In 2011 nearly 5,000 cases of diphtheria were recorded globally, with many more likely unreported. It continues to be a problem in parts of Africa and Asia – mostly due to poor vaccination coverage.
This disease is caused by bacteria found on the skin and throat, producing a distinctive pink-red rash. The bacteria is spread by sneezing and coughing, touching skin with infections such as impetigo, or sharing contaminated linen. There is still no vaccine.
From 1840 to 1883, fatality rates of scarlet fever exceeded 30% in some parts of the U.S. and Europe. But from the 1950s, antibiotics and improved living conditions made the disease rare in developed countries.
In 2014, more than 14,000 cases of Scarlet fever were reported in the United Kingdom – the highest surge since the late 1960s – and infections have continued in 2015. Globally, outbreaks of this rare disease continue to occur – though rare – with 1,500 cases and two fatalities reported in Hong Kong in 2011.
Known as the “White Plague” as it ravaged 18th-century Europe, tuberculosis (TB) is now the world’s biggest infectious killer, ahead of HIV.
More than 9,400 people were infected in the United States in 2014. Globally, TB killed an estimated 1.5 million people in 2013, whilst 9 million developed the disease. TB is treatable but drug-resistant forms cause further challenges in controlling the disease.
The infection is spread through the air, aided by overcrowded housing and poor ventilation. Strong immune systems can normally fight off the disease but TB takes hold in patients with weakened defenses – particularly people with HIV.
Rickets is a disease that softens and bends children’s bones. Commonly caused by a lack of vitamin D and calcium, it’s often thought of as a 19th-century condition.

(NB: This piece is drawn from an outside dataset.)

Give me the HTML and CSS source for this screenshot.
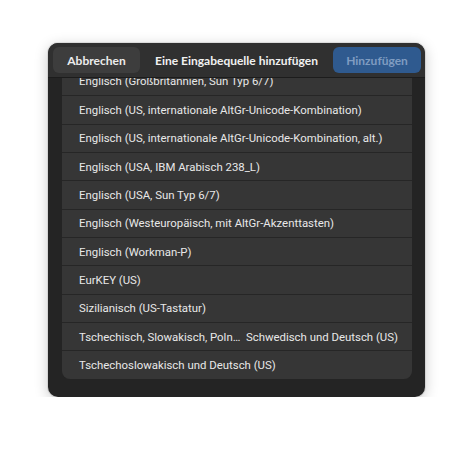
FILE: index.html
```html
<!DOCTYPE html>
<html lang="de">
<head>
<meta charset="utf-8">
<link rel="stylesheet" href="styles.css">
</head>
<body>
<div class="dialog">
  <div class="header">
    <button class="btn btn-cancel">Abbrechen</button>
    <div class="title">Eine Eingabequelle hinzufügen</div>
    <button class="btn btn-add">Hinzufügen</button>
  </div>
  <div class="content">
    <ul class="list">
      <li class="row">Englisch (Großbritannien, Sun Typ 6/7)</li>
      <li class="row">Englisch (US, internationale AltGr-Unicode-Kombination)</li>
      <li class="row">Englisch (US, internationale AltGr-Unicode-Kombination, alt.)</li>
      <li class="row">Englisch (USA, IBM Arabisch 238_L)</li>
      <li class="row">Englisch (USA, Sun Typ 6/7)</li>
      <li class="row">Englisch (Westeuropäisch, mit AltGr-Akzenttasten)</li>
      <li class="row">Englisch (Workman-P)</li>
      <li class="row">EurKEY (US)</li>
      <li class="row">Sizilianisch (US-Tastatur)</li>
      <li class="row">Tschechisch, Slowakisch, Poln…&nbsp; Schwedisch und Deutsch (US)</li>
      <li class="row">Tschechoslowakisch und Deutsch (US)</li>
    </ul>
  </div>
</div>
</body>
</html>
```

FILE: styles.css
```css
* { box-sizing: border-box; }
html, body { margin: 0; background: #ffffff; }
body {
  padding: 43px 0 0 48px;
  font-family: Lato, "Noto Sans", sans-serif;
  font-size: 11.5px;
}
.dialog {
  width: 377px;
  height: 354px;
  background: #242424;
  border-radius: 10px;
  overflow: hidden;
  display: flex;
  flex-direction: column;
  box-shadow: 0 3px 14px rgba(0,0,0,0.22), 0 0 0 1px rgba(0,0,0,0.08);
}
.header {
  height: 35px;
  flex: none;
  background: #303030;
  border-bottom: 1px solid #1c1c1c;
  display: flex;
  align-items: center;
  justify-content: space-between;
  padding: 0 4px 0 5px;
  position: relative;
  z-index: 1;
}
.btn {
  font-family: inherit;
  font-size: 12px;
  font-weight: 700;
  border: none;
  border-radius: 6px;
  height: 26px;
  padding: 0;
}
.btn-cancel { width: 87px; background: #3d3d3d; color: #ececec; }
.btn-add { width: 88px; background: #2f5a8f; color: #7f9cc1; }
.title { color: #f0f0f0; font-weight: 700; font-size: 12px; }
.content {
  flex: 1;
  overflow: hidden;
  padding: 0 13px 0 14px;
}
.list {
  list-style: none;
  margin: -11px 0 0 0;
  padding: 0;
  background: #363636;
  border-radius: 8px;
  overflow: hidden;
}
.row {
  height: 28.33px;
  display: flex;
  align-items: center;
  padding-left: 17px;
  color: #e8e8e8;
  font-family: Roboto, "Noto Sans", sans-serif;
  font-size: 11.4px;
  border-top: 1px solid #262626;
  white-space: nowrap;
}
.row:first-child { border-top: none; }
```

Autopsy studies in parts of the Netherlands showed that in the late 19th century, 80-90% of children had rickets, but improved living conditions in developed countries made the disease so rare that many governments stopped tracking it.
Although there’s a lack of comprehensive data on the global rates of rickets, experts believe that less time spent outdoors (sunlight is converted into Vitamin D) combined with inadequate Vitamin D and calcium in some diets, is causing it to make a comeback in developed countries.
Humans have been living with polio for thousands of years. The virus spreads through contact with infected feces or sneeze droplets, reaching the brain and spinal cord and causing paralysis in some cases. In the 1940s and 1950s, in the U.S. alone about 35,000 people annually became disabled because of polio.
Effective vaccines were developed in the 1950s and 60s. When the Global Polio Eradication Initiative began in 1988, polio paralyzed more than 1,000 children worldwide every day. Since then, more than 2.5 billion children have been immunized, decreasing global polio cases by 99%.
In 2015, just 51 cases of wild polio virus have been reported so far, all in Afghanistan and Pakistan.